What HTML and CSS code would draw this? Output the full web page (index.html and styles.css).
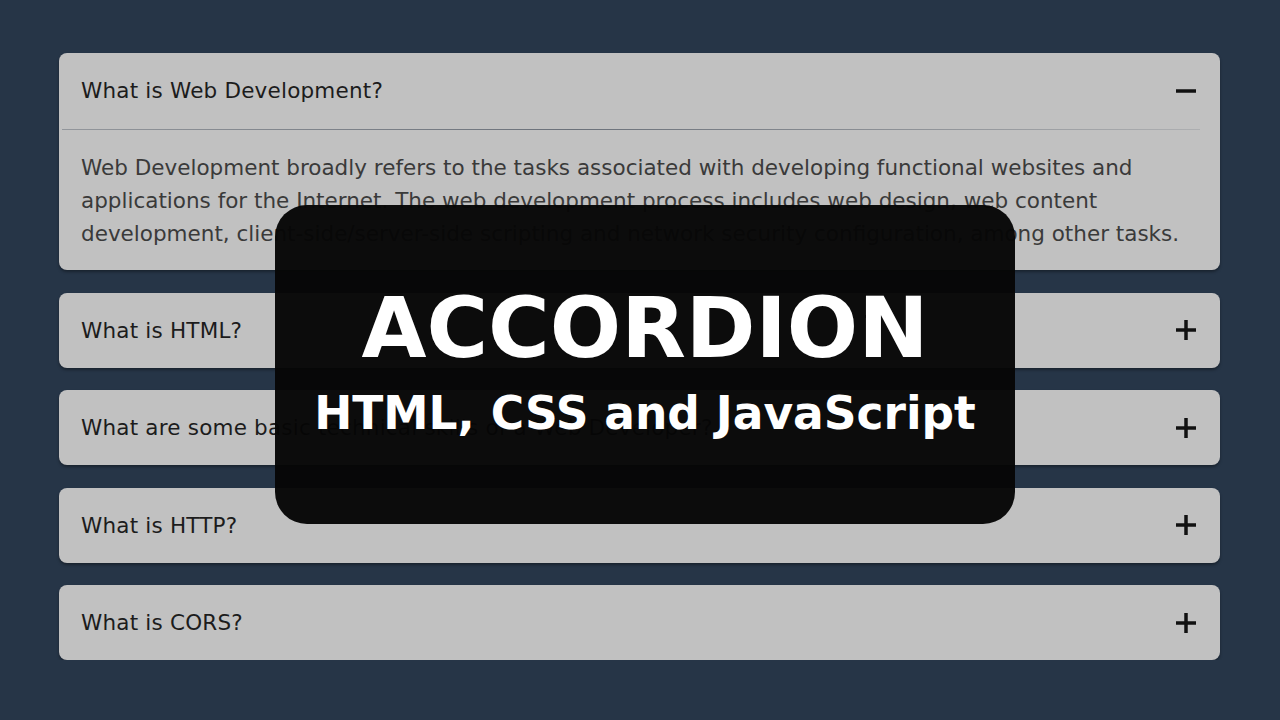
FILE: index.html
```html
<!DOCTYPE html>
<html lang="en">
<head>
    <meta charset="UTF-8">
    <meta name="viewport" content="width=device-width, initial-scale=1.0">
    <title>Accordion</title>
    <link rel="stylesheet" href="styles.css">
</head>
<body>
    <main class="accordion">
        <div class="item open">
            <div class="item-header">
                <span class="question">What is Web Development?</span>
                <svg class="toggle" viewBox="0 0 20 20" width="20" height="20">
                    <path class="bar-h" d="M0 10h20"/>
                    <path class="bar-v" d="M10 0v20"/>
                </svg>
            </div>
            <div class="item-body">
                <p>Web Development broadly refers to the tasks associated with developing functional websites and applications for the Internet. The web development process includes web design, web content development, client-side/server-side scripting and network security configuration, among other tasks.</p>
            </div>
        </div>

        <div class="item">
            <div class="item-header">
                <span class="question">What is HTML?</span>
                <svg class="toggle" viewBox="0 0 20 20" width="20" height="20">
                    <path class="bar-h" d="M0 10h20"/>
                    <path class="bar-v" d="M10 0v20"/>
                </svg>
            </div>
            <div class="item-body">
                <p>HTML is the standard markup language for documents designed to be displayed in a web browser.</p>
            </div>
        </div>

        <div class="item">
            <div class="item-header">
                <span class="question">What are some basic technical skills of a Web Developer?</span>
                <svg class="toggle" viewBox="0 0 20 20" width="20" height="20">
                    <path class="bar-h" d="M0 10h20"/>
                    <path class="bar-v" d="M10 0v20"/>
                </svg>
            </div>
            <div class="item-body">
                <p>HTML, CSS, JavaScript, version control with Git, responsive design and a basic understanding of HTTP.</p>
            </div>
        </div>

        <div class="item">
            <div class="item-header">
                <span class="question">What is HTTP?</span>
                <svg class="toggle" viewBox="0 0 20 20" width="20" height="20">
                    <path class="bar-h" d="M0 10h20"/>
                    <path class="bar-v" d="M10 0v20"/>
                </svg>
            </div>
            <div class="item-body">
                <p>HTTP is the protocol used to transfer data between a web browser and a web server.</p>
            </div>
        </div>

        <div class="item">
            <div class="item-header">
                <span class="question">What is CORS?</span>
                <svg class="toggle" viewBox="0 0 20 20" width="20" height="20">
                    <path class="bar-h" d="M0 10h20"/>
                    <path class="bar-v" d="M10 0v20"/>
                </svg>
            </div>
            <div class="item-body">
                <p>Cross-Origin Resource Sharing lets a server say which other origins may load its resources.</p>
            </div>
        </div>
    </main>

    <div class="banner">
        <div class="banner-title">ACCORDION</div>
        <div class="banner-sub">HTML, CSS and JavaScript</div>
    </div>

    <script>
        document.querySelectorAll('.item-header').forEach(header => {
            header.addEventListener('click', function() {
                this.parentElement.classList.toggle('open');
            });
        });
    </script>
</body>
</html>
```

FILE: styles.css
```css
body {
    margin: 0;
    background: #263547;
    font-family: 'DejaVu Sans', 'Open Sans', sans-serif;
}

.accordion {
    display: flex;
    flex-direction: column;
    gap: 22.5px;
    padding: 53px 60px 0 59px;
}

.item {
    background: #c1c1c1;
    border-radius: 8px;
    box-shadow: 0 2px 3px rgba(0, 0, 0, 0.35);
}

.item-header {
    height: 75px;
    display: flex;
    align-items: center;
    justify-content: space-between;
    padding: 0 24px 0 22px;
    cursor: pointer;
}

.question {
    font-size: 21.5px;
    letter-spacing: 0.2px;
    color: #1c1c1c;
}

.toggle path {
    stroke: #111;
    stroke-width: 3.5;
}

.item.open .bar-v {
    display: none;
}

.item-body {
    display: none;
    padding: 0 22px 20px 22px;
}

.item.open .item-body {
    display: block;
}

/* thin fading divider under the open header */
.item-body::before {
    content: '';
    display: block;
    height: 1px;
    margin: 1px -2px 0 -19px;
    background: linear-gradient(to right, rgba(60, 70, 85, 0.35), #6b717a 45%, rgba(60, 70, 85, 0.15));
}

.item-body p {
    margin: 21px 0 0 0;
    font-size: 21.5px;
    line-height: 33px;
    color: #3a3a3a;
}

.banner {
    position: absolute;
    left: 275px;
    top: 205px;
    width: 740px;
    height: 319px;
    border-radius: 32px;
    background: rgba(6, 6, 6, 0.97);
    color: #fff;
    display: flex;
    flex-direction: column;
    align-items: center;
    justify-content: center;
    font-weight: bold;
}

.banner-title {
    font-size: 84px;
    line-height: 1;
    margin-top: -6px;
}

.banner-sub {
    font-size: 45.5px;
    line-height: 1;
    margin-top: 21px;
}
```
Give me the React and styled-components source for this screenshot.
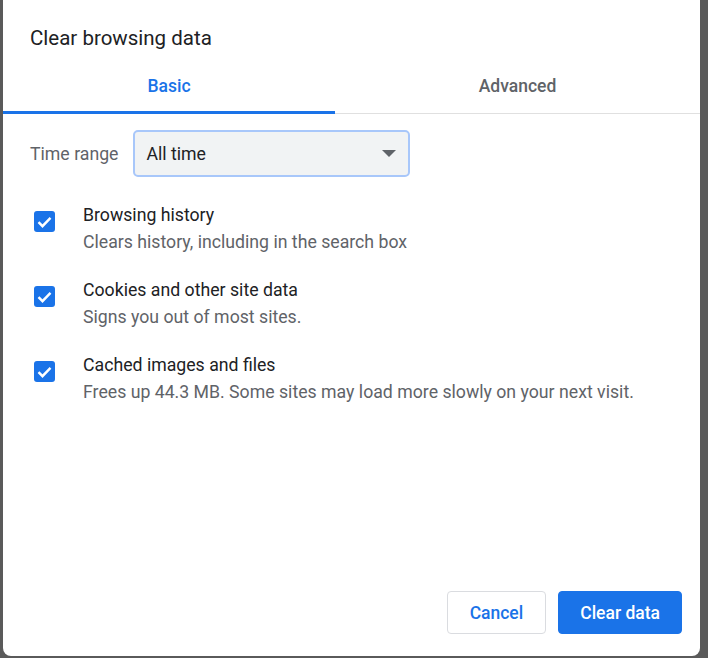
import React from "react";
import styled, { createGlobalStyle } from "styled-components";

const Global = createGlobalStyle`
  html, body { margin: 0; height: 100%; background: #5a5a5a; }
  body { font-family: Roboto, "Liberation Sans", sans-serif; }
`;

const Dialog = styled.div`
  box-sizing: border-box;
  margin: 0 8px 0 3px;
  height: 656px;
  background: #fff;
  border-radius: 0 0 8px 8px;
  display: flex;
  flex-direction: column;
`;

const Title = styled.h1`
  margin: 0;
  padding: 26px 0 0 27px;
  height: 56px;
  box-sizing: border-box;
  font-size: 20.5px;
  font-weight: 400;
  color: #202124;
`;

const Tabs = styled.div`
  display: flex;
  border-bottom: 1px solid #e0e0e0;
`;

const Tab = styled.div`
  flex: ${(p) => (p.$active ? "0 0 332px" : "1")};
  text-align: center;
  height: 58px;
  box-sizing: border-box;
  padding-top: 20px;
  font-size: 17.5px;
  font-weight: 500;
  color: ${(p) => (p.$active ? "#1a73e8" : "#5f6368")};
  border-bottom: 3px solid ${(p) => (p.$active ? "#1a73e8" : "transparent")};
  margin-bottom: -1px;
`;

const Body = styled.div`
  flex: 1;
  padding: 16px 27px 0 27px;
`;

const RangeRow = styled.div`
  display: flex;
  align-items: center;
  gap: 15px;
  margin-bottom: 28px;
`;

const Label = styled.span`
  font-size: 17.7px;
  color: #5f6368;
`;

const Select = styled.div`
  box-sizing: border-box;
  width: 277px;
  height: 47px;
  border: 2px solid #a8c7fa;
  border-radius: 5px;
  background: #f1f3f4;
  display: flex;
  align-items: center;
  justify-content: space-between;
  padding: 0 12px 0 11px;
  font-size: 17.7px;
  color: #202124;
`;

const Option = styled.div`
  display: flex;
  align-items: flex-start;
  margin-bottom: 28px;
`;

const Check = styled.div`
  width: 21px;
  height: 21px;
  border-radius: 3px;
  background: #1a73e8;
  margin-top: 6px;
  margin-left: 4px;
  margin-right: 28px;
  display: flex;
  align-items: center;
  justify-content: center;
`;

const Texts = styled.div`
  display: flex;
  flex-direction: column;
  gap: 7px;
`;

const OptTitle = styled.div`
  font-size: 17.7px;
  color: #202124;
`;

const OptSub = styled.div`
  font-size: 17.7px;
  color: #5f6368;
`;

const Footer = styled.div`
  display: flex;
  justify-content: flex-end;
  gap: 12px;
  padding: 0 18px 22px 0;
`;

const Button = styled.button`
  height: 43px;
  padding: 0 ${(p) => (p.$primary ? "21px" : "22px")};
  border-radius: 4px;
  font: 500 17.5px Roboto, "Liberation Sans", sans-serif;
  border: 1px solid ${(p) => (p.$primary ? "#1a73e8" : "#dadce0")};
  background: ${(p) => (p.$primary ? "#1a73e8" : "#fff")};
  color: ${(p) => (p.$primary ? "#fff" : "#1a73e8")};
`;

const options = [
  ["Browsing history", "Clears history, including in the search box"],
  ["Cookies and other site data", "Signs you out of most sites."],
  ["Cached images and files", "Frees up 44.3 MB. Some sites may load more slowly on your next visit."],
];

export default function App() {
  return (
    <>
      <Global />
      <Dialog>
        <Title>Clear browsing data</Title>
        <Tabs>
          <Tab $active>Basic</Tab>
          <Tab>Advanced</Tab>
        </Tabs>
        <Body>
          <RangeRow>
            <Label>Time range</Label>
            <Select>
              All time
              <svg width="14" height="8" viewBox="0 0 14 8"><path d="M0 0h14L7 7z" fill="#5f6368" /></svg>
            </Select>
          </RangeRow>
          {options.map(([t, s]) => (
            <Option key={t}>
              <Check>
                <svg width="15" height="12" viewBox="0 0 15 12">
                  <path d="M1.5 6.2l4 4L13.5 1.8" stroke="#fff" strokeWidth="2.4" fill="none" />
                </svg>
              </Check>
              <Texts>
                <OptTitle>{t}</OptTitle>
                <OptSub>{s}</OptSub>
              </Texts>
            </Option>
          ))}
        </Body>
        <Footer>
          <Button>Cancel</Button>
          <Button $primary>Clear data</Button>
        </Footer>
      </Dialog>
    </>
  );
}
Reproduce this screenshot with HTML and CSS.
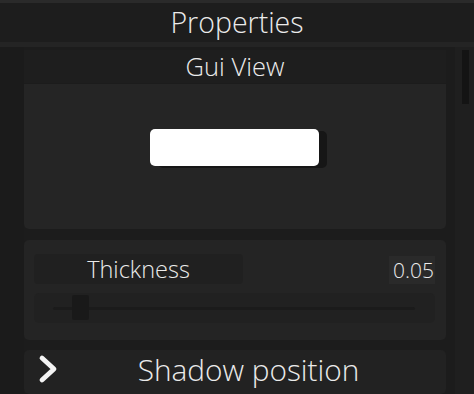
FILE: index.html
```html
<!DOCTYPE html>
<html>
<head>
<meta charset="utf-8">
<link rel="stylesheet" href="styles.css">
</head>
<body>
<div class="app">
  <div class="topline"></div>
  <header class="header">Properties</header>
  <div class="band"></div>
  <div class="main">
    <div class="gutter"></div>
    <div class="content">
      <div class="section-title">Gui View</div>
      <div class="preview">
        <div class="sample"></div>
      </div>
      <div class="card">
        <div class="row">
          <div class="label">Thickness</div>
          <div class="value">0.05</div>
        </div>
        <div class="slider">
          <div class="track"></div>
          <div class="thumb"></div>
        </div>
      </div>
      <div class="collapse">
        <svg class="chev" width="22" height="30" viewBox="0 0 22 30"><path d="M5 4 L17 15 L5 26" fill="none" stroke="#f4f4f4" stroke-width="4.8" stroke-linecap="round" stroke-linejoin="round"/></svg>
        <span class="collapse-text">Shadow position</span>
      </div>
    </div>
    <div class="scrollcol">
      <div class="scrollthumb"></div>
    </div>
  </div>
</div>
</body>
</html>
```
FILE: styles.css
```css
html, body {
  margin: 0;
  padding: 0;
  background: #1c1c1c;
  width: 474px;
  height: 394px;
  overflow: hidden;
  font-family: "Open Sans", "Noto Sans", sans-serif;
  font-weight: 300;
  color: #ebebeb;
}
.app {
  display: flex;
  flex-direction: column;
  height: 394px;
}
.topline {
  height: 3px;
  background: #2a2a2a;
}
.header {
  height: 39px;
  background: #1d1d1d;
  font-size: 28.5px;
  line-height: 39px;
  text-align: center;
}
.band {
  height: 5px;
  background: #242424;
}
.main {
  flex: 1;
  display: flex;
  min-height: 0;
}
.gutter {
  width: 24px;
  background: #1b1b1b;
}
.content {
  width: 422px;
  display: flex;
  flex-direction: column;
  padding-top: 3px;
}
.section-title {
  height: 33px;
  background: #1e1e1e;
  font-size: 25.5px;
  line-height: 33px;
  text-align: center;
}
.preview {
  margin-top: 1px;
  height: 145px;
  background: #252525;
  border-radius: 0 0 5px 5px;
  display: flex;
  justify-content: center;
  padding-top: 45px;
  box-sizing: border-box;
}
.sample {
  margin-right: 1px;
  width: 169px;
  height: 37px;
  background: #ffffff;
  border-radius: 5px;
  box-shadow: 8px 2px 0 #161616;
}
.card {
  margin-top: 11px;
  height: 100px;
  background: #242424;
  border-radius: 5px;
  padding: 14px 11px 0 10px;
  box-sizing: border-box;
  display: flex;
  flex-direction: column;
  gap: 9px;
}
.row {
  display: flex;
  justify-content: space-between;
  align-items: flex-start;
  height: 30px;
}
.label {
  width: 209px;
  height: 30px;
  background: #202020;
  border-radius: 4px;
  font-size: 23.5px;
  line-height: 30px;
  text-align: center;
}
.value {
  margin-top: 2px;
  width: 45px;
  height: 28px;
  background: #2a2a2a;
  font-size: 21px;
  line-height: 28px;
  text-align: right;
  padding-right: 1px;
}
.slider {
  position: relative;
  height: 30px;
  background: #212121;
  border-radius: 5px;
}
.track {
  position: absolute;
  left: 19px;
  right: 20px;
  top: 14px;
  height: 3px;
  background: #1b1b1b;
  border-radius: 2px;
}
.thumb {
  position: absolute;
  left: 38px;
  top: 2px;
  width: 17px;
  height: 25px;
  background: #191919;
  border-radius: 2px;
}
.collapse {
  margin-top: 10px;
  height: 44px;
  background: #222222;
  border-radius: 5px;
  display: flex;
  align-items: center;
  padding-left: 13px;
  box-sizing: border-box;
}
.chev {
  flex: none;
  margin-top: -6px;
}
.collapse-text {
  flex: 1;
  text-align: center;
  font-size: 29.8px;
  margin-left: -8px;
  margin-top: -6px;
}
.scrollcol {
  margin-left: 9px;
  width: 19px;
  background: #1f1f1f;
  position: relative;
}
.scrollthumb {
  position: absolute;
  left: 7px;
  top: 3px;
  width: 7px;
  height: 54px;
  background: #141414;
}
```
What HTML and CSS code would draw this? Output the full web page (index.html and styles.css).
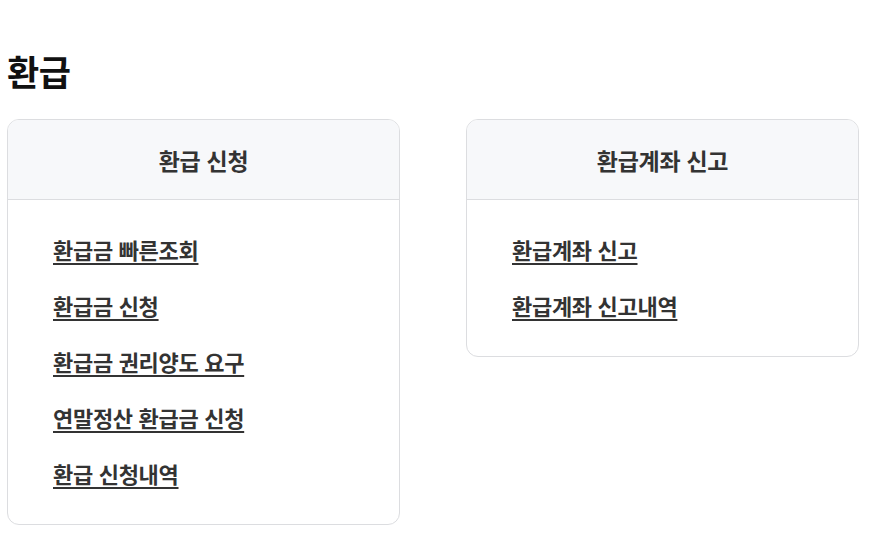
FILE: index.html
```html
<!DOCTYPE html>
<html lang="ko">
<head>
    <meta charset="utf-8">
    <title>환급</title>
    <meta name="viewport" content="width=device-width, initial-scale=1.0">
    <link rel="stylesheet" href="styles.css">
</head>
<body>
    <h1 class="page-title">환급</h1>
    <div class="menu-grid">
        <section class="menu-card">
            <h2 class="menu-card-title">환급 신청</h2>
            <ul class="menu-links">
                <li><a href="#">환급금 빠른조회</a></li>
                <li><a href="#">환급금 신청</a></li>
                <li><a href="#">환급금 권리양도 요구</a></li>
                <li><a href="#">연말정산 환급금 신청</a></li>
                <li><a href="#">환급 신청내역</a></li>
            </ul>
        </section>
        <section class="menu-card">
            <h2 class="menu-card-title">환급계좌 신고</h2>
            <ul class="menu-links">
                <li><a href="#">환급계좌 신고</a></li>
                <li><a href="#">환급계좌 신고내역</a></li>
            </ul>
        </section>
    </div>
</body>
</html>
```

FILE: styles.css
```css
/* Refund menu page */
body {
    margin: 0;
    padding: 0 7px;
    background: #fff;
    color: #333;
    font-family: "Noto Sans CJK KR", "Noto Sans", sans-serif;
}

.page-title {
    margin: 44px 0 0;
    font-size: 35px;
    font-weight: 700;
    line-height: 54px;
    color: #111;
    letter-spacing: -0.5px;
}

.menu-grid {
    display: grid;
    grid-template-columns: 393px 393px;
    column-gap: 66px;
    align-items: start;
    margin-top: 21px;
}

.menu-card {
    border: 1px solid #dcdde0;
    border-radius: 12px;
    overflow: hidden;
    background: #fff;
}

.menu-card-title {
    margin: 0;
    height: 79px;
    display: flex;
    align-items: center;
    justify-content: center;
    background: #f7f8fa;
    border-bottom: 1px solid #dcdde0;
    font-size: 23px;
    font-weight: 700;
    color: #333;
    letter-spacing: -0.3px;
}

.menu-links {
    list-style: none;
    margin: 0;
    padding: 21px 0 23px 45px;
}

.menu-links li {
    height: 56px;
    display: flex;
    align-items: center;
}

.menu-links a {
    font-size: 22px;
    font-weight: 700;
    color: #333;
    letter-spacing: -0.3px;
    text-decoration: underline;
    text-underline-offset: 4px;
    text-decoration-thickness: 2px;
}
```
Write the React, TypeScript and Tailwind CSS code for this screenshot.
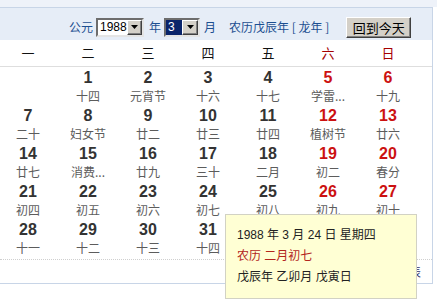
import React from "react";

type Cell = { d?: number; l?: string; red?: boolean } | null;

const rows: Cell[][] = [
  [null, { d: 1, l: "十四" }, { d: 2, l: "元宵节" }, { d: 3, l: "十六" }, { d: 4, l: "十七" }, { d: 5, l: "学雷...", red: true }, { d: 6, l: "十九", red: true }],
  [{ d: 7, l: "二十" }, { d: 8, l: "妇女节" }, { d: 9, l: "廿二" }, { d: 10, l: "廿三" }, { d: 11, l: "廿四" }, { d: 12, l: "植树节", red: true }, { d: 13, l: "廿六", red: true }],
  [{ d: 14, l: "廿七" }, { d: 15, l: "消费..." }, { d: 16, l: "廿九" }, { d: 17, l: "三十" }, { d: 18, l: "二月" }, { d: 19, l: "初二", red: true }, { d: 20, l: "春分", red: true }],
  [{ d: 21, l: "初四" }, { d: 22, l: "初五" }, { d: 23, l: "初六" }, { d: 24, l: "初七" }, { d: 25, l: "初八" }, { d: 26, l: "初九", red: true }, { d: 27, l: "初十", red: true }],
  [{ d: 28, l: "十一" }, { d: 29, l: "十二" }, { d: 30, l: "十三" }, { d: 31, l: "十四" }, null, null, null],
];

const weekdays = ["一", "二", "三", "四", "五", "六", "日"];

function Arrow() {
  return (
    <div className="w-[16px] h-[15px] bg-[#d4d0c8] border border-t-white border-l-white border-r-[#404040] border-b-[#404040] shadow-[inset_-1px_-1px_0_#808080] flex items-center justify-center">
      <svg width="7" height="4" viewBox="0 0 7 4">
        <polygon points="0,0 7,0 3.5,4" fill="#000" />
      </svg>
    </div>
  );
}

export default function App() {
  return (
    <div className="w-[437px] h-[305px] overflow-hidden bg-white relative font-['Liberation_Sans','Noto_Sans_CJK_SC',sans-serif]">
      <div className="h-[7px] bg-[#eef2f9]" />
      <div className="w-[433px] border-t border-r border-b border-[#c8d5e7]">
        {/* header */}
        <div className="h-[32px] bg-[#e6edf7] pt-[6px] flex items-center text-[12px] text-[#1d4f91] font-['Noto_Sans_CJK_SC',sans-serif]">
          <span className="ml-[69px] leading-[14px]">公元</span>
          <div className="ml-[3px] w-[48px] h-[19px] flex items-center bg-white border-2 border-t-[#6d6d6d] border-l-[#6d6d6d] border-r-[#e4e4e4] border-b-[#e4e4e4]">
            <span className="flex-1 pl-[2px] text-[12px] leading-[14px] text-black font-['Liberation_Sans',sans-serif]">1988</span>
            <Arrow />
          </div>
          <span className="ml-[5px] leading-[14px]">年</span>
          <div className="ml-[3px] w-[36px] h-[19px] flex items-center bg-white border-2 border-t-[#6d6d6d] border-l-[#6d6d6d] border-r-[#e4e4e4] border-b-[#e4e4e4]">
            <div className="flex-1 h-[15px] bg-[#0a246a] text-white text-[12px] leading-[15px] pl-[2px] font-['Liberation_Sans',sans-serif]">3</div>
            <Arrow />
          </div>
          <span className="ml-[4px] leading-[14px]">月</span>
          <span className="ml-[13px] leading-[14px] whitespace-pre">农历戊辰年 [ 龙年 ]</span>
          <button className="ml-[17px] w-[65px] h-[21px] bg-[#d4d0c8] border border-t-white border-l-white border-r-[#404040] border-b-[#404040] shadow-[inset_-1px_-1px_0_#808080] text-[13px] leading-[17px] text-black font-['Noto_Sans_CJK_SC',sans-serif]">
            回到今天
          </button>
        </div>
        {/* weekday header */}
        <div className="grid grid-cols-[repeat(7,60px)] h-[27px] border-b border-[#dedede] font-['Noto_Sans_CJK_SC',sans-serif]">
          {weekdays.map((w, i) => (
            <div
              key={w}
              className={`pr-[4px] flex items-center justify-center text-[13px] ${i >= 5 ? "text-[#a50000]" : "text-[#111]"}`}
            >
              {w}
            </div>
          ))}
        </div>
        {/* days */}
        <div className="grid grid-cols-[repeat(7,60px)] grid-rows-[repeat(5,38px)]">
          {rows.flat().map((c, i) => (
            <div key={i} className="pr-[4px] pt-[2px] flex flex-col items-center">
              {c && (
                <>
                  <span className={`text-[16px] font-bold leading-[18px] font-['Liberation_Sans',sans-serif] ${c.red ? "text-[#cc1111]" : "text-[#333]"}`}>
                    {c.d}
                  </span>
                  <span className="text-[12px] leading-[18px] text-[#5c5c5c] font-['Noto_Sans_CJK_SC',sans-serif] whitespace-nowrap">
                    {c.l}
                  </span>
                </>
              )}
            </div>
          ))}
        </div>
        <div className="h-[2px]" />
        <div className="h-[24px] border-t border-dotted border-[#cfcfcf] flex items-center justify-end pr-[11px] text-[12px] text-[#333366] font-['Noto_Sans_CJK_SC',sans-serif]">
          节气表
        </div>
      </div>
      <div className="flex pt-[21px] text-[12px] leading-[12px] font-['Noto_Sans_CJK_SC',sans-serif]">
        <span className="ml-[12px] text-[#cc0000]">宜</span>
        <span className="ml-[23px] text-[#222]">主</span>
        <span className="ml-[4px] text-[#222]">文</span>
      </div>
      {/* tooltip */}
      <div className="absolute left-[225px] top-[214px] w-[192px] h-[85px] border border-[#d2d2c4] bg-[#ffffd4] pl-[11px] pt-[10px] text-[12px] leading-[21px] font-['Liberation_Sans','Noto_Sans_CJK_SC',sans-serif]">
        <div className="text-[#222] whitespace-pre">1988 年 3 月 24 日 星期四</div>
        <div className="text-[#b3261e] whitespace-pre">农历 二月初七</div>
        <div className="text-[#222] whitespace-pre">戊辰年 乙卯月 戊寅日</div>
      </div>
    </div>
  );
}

--------------------------------

_GIVEN REQUEST:_ Print everything from the line with "Write the React, TypeScript" down to the line with "number; l?: string;", both included, exactly as written and without the pictures.

_SOLUTION:_
Write the React, TypeScript and Tailwind CSS code for this screenshot.
import React from "react";

type Cell = { d?: number; l?: string; red?: boolean } | null;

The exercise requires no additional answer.